The Hidden Mirror Of Leadership Confidence
How you delegate reflects more than your management habits. It shows how much you trust yourself and your team. Delegation isn’t just a process of assigning work; it’s a test of how comfortable you are sharing power, responsibility, and recognition.
In 2025, leadership demands adaptability and emotional intelligence. Teams expect transparency and autonomy. Yet, many managers still struggle to let go of control because they equate authority with competence. When you delegate effectively, you show not only that you trust your team’s ability but that you are secure in your own leadership.

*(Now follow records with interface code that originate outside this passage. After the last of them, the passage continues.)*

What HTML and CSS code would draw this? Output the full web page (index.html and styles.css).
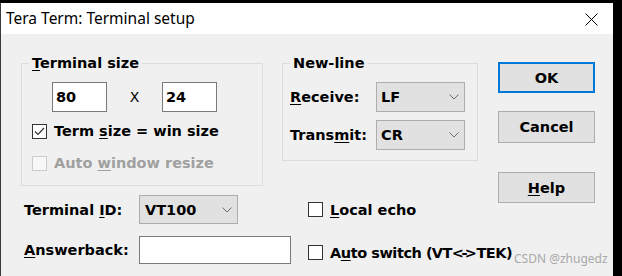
FILE: index.html
```html
<!DOCTYPE html>
<html>
<head>
<meta charset="utf-8">
<title>Tera Term: Terminal setup</title>
<link rel="stylesheet" href="styles.css">
</head>
<body>
<div class="window">
  <div class="titlebar">
    <span class="title">Tera Term: Terminal setup</span>
    <svg class="close" width="13" height="13" viewBox="0 0 13 13"><path d="M0.5 0.5 L12.5 12.5 M12.5 0.5 L0.5 12.5" stroke="#000" stroke-width="1" fill="none"/></svg>
  </div>
  <div class="content">
    <div class="main">
      <div class="top">
        <fieldset class="group size">
          <legend><u>T</u>erminal size</legend>
          <div class="size-row">
            <div class="field small">80</div>
            <span class="times">X</span>
            <div class="field small">24</div>
          </div>
          <div class="check first">
            <span class="cb"><svg width="13" height="13" viewBox="0 0 13 13"><path d="M2 6.5 L5 9.5 L11 3" stroke="#333" stroke-width="1.2" fill="none"/></svg></span>
            <span>Term <u>s</u>ize = win size</span>
          </div>
          <div class="check disabled">
            <span class="cb"></span>
            <span>Auto <u>w</u>indow resize</span>
          </div>
        </fieldset>
        <fieldset class="group newline">
          <legend>New-line</legend>
          <div class="nl-row">
            <span class="nl-label"><u>R</u>eceive:</span>
            <div class="select nl-select"><span>LF</span><svg class="chev" width="10" height="6" viewBox="0 0 10 6"><path d="M0.5 0.5 L5 5 L9.5 0.5" stroke="#6d6d6d" fill="none"/></svg></div>
          </div>
          <div class="nl-row second">
            <span class="nl-label">Trans<u>m</u>it:</span>
            <div class="select nl-select"><span>CR</span><svg class="chev" width="10" height="6" viewBox="0 0 10 6"><path d="M0.5 0.5 L5 5 L9.5 0.5" stroke="#6d6d6d" fill="none"/></svg></div>
          </div>
        </fieldset>
      </div>
      <div class="bottom">
        <div class="ids">
          <span class="id-label">Terminal <u>I</u>D:</span>
          <div class="select id-select"><span>VT100</span><svg class="chev" width="10" height="6" viewBox="0 0 10 6"><path d="M0.5 0.5 L5 5 L9.5 0.5" stroke="#6d6d6d" fill="none"/></svg></div>
          <span class="id-label"><u>A</u>nswerback:</span>
          <div class="field answer"></div>
        </div>
        <div class="checks">
          <div class="check row1">
            <span class="cb"></span>
            <span><u>L</u>ocal echo</span>
          </div>
          <div class="check row2">
            <span class="cb"></span>
            <span class="tight">A<u>u</u>to switch <span class="paren">(</span>VT<span class="arrows">&lt;-&gt;</span>TEK<span class="paren">)</span></span>
          </div>
        </div>
      </div>
    </div>
    <div class="buttons">
      <div class="btn default">OK</div>
      <div class="btn cancel">Cancel</div>
      <div class="btn help"><u>H</u>elp</div>
    </div>
  </div>
  <div class="watermark">CSDN @zhugedz</div>
</div>
</body>
</html>
```
FILE: styles.css
```css
html, body {
  margin: 0;
  padding: 0;
  background: #000;
}
body {
  width: 622px;
  height: 276px;
  overflow: hidden;
}
.window {
  position: relative;
  width: 612px;
  height: 273px;
  margin-top: 3px;
  border-left: 1px solid #3a3a3a;
  background: #f0f0f0;
  display: flex;
  flex-direction: column;
  font-family: "DejaVu Sans", "Liberation Sans", sans-serif;
  font-weight: bold;
  font-size: 14.5px;
  color: #000;
}
u {
  text-decoration-thickness: 1px;
  text-underline-offset: 2px;
}
.titlebar {
  height: 31px;
  background: #fff;
  display: flex;
  align-items: center;
  justify-content: space-between;
  padding: 0 15px 0 5px;
}
.title {
  font-family: "Noto Sans", "Open Sans", sans-serif;
  font-weight: normal;
  font-size: 15.5px;
  line-height: 31px;
  color: #000;
}
.close {
  display: block;
  margin-top: 1px;
}
.content {
  flex: 1;
  display: flex;
  align-items: flex-start;
  padding: 20px 0 0 20px;
}
.main {
  width: 457px;
  flex: none;
}
.top {
  display: flex;
  align-items: flex-start;
}
.group {
  margin: 0;
  padding: 0;
  border: 1px solid #dcdcdc;
  box-sizing: border-box;
  min-width: 0;
}
.group legend {
  margin-left: 7px;
  padding: 0 3px;
  line-height: 18px;
  font-size: 14.5px;
}
.size {
  width: 242px;
  height: 132px;
}
.newline {
  width: 196px;
  height: 107px;
  margin-left: 19px;
}
.size-row {
  display: flex;
  align-items: center;
  margin-top: 10px;
  padding-left: 30px;
}
.field {
  box-sizing: border-box;
  background: #fff;
  border: 1px solid #7a7a7a;
  display: flex;
  align-items: center;
  padding-left: 3px;
}
.field.small {
  width: 55px;
  height: 30px;
}
.times {
  width: 55px;
  text-align: center;
  font-family: "DejaVu Sans", sans-serif;
  font-weight: normal;
  font-size: 14px;
}
.check {
  display: flex;
  align-items: center;
  gap: 7px;
  height: 18px;
  white-space: nowrap;
}
.group .check {
  margin-left: 10px;
}
.check.first {
  margin-top: 10px;
}
.check.disabled {
  margin-top: 14px;
  color: #a0a0a0;
}
.cb {
  box-sizing: border-box;
  width: 15px;
  height: 15px;
  border: 1px solid #333;
  background: #fff;
  display: flex;
  align-items: center;
  justify-content: center;
  flex: none;
}
.cb svg {
  display: block;
}
.check.disabled .cb {
  border-color: #cccccc;
  background: #f7f7f7;
}
.nl-row {
  display: flex;
  align-items: center;
  margin-top: 10px;
  padding-left: 7px;
}
.nl-row.second {
  margin-top: 8px;
}
.nl-label {
  width: 86px;
  flex: none;
}
.select {
  box-sizing: border-box;
  background: #e1e1e1;
  border: 1px solid #adadad;
  display: flex;
  align-items: center;
  justify-content: space-between;
  padding: 0 5px 0 4px;
}
.chev {
  display: block;
}
.nl-select {
  width: 89px;
  height: 30px;
}
.bottom {
  display: flex;
  align-items: flex-start;
  margin-top: 9px;
}
.ids {
  width: 287px;
  flex: none;
  display: grid;
  grid-template-columns: 118px auto;
  grid-template-rows: 29px 28px;
  row-gap: 12px;
  align-items: center;
}
.id-label {
  padding-left: 3px;
}
.id-select {
  width: 99px;
  height: 29px;
  padding-left: 5px;
}
.answer {
  width: 152px;
  height: 28px;
}
.checks {
  display: flex;
  flex-direction: column;
}
.checks .check {
  height: 29px;
}
.checks .row2 {
  margin-top: 14px;
}
.tight {
  letter-spacing: -0.45px;
}
.arrows {
  letter-spacing: -2.6px;
  margin-right: 2px;
}
.paren {
  letter-spacing: -1px;
}
.buttons {
  width: 97px;
  margin: 8px 0 0 20px;
  display: flex;
  flex-direction: column;
}
.btn {
  box-sizing: border-box;
  height: 31px;
  background: #e1e1e1;
  border: 1px solid #adadad;
  display: flex;
  align-items: center;
  justify-content: center;
}
.btn.default {
  border: 2px solid #0078d7;
}
.btn.cancel {
  margin-top: 18px;
  height: 32px;
}
.btn.help {
  margin-top: 29px;
}
.watermark {
  position: absolute;
  left: 513px;
  top: 247px;
  font-family: "Noto Sans", "Open Sans", sans-serif;
  font-weight: normal;
  font-size: 12px;
  color: #a9a9a9;
  white-space: nowrap;
}
```
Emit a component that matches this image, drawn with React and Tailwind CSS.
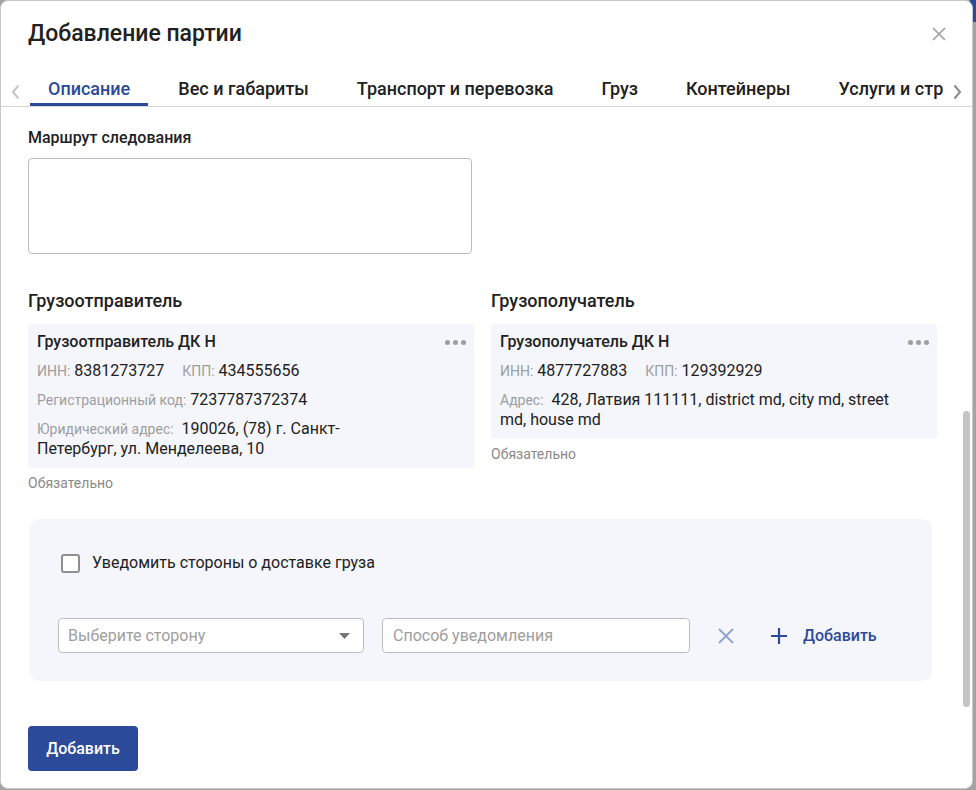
import React from 'react'

const tabs = ['Описание', 'Вес и габариты', 'Транспорт и перевозка', 'Груз', 'Контейнеры', 'Услуги и страхование']

const Dots = () => (
  <div className="flex items-center gap-[3px]">
    <span className="w-[5px] h-[5px] rounded-full bg-[#9e9e9e]" />
    <span className="w-[5px] h-[5px] rounded-full bg-[#9e9e9e]" />
    <span className="w-[5px] h-[5px] rounded-full bg-[#9e9e9e]" />
  </div>
)

const Field = ({ label, value }) => (
  <span>
    <span className="text-[14px] text-[#9e9e9e]">{label}</span>{' '}
    <span className="text-[16px] text-[#212121]">{value}</span>
  </span>
)

const App = () => {
  return (
    <div className="w-[976px] h-[790px] bg-[#a3a3a3] relative overflow-hidden" style={{ fontFamily: 'Roboto, "Noto Sans", sans-serif' }}>
      {/* page behind the modal */}
      <div className="absolute right-0 top-0 w-[6px] h-[22px] bg-[#2b4a9a]" />

      {/* Dialog */}
      <div className="relative w-[973px] h-[789px] bg-white border border-[#c9c9c9] rounded-[8px] overflow-hidden flex flex-col">
        {/* Header */}
        <div className="flex items-center justify-between pl-[27px] pr-[26px] pt-[6px] h-[60px]">
          <h2 className="text-[23px] font-medium text-[#212121] leading-[28px]">Добавление партии</h2>
          <svg width="14" height="14" viewBox="0 0 14 14" className="text-[#9e9e9e]">
            <path d="M1 1 L13 13 M13 1 L1 13" stroke="currentColor" strokeWidth="1.6" />
          </svg>
        </div>

        {/* Tabs */}
        <div className="flex items-stretch h-[46px] border-b border-[#d6d6d6]">
          <div className="w-[29px] flex items-center justify-center pt-[16px]">
            <svg width="9" height="16" viewBox="0 0 9 16"><path d="M7.5 1.5 L2 8 L7.5 14.5" fill="none" stroke="#c4c4c4" strokeWidth="2" /></svg>
          </div>
          <div className="flex-1 overflow-hidden flex gap-[12px]">
            {tabs.map((t, i) => (
              <div
                key={t}
                className={`shrink-0 px-[18px] flex items-center text-[18px] font-medium whitespace-nowrap border-b-[3px] ${i === 0 ? 'text-[#2b4a9a] border-[#2b4a9a]' : 'text-[#212121] border-transparent'}`}
              >
                <span className="pt-[13px]">{t}</span>
              </div>
            ))}
          </div>
          <div className="w-[29px] flex items-center justify-center pt-[16px]">
            <svg width="9" height="16" viewBox="0 0 9 16"><path d="M1.5 1.5 L7 8 L1.5 14.5" fill="none" stroke="#8a8a8a" strokeWidth="2" /></svg>
          </div>
        </div>

        {/* Body */}
        <div className="flex-1 px-[27px] pt-[21px]">
          <label className="block text-[16px] font-medium text-[#212121] leading-[20px]">Маршрут следования</label>
          <textarea className="mt-[10px] block w-[444px] h-[96px] border border-[#bdbdbd] rounded-[4px] resize-none outline-none" />

          <div className="mt-[36px] grid grid-cols-[446px_446px] gap-x-[17px]">
            {/* Shipper */}
            <div>
              <h3 className="text-[18px] font-medium text-[#212121] leading-[22px]">Грузоотправитель</h3>
              <div className="mt-[12px] bg-[#f4f6fb] rounded-[4px] pl-[9px] pr-[8px] pt-[8px] pb-[9px]">
                <div className="flex items-center justify-between">
                  <span className="text-[16px] font-medium text-[#212121] leading-[20px]">Грузоотправитель ДК Н</span>
                  <Dots />
                </div>
                <div className="mt-[9px] leading-[20px] flex gap-[18px]">
                  <Field label="ИНН:" value="8381273727" />
                  <Field label="КПП:" value="434555656" />
                </div>
                <div className="mt-[9px] leading-[20px]">
                  <Field label="Регистрационный код:" value="7237787372374" />
                </div>
                <div className="mt-[9px] leading-[20px] w-[340px]">
                  <span className="text-[14px] text-[#9e9e9e]">Юридический адрес:</span>
                  <span className="text-[16px] text-[#212121]">&nbsp; 190026, (78) г. Санкт-Петербург, ул. Менделеева, 10</span>
                </div>
              </div>
              <p className="mt-[6px] text-[14px] text-[#8a8a8a] leading-[18px]">Обязательно</p>
            </div>

            {/* Consignee */}
            <div>
              <h3 className="text-[18px] font-medium text-[#212121] leading-[22px]">Грузополучатель</h3>
              <div className="mt-[12px] bg-[#f4f6fb] rounded-[4px] pl-[9px] pr-[8px] pt-[8px] pb-[9px]">
                <div className="flex items-center justify-between">
                  <span className="text-[16px] font-medium text-[#212121] leading-[20px]">Грузополучатель ДК Н</span>
                  <Dots />
                </div>
                <div className="mt-[9px] leading-[20px] flex gap-[18px]">
                  <Field label="ИНН:" value="4877727883" />
                  <Field label="КПП:" value="129392929" />
                </div>
                <div className="mt-[9px] leading-[20px] w-[405px]">
                  <span className="text-[14px] text-[#9e9e9e]">Адрес:</span>
                  <span className="text-[16px] text-[#212121]">&nbsp; 428, Латвия 111111, district md, city md, street md, house md</span>
                </div>
              </div>
              <p className="mt-[6px] text-[14px] text-[#8a8a8a] leading-[18px]">Обязательно</p>
            </div>
          </div>

          {/* Notify box */}
          <div className="mt-[27px] ml-[2px] w-[902px] h-[162px] bg-[#f4f6fb] rounded-[10px] pl-[28px] pr-[28px] pt-[33px]">
            <label className="flex items-center gap-[12px]">
              <span className="w-[19px] h-[19px] border-2 border-[#8f8f8f] rounded-[3px] bg-white ml-[3px]" />
              <span className="text-[16px] text-[#212121] leading-[22px]">Уведомить стороны о доставке груза</span>
            </label>
            <div className="mt-[44px] flex items-center">
              <div className="w-[306px] h-[35px] bg-white border border-[#bdbdbd] rounded-[4px] flex items-center justify-between pl-[9px] pr-[13px]">
                <span className="text-[16px] text-[#9e9e9e]">Выберите сторону</span>
                <svg width="11" height="6" viewBox="0 0 11 6"><path d="M0 0 H11 L5.5 6 Z" fill="#757575" /></svg>
              </div>
              <div className="ml-[18px] w-[308px] h-[35px] bg-white border border-[#bdbdbd] rounded-[4px] flex items-center pl-[10px]">
                <span className="text-[16px] text-[#9e9e9e]">Способ уведомления</span>
              </div>
              <svg width="16" height="16" viewBox="0 0 16 16" className="ml-[28px]">
                <path d="M1 1 L15 15 M15 1 L1 15" stroke="#8fa3c8" strokeWidth="1.8" />
              </svg>
              <div className="ml-[37px] flex items-center gap-[16px] text-[#2b4a9a]">
                <svg width="16" height="16" viewBox="0 0 16 16">
                  <path d="M8 0 V16 M0 8 H16" stroke="#2b4a9a" strokeWidth="2.2" />
                </svg>
                <span className="text-[16px] font-medium">Добавить</span>
              </div>
            </div>
          </div>

          <button className="mt-[45px] w-[110px] h-[45px] bg-[#2b4a9a] rounded-[4px] text-white text-[16px] font-medium">
            Добавить
          </button>
        </div>

        {/* scrollbar thumb */}
        <div className="absolute right-[2px] top-[410px] w-[7px] h-[296px] rounded-full bg-[#c4c4c4]" />
      </div>
    </div>
  )
}

export default App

Confidence-driven delegation builds stronger teams, reduces burnout, and gives you time to focus on strategic priorities. Fear-driven delegation, on the other hand, creates confusion and limits team initiative.
What Does Your Delegation Style Say About You?
Every leader falls into a pattern when assigning work. Recognizing your own delegation style helps you see where growth is needed.
1. The Micromanager
You hand out tasks but stay too involved in every step. You rewrite reports, double-check every email, or hover during meetings. This approach signals low confidence—either in your team or in your ability to lead through influence rather than control.
Micromanagement stifles creativity. Your team may comply, but they won’t grow. In the long term, it makes people dependent on your approval, limiting innovation and decision-making.
2. The Abdicator
This leader goes to the opposite extreme—assigns tasks and disappears. You may think you’re empowering your team, but without guidance, they lack direction. It can stem from overconfidence or avoidance of accountability.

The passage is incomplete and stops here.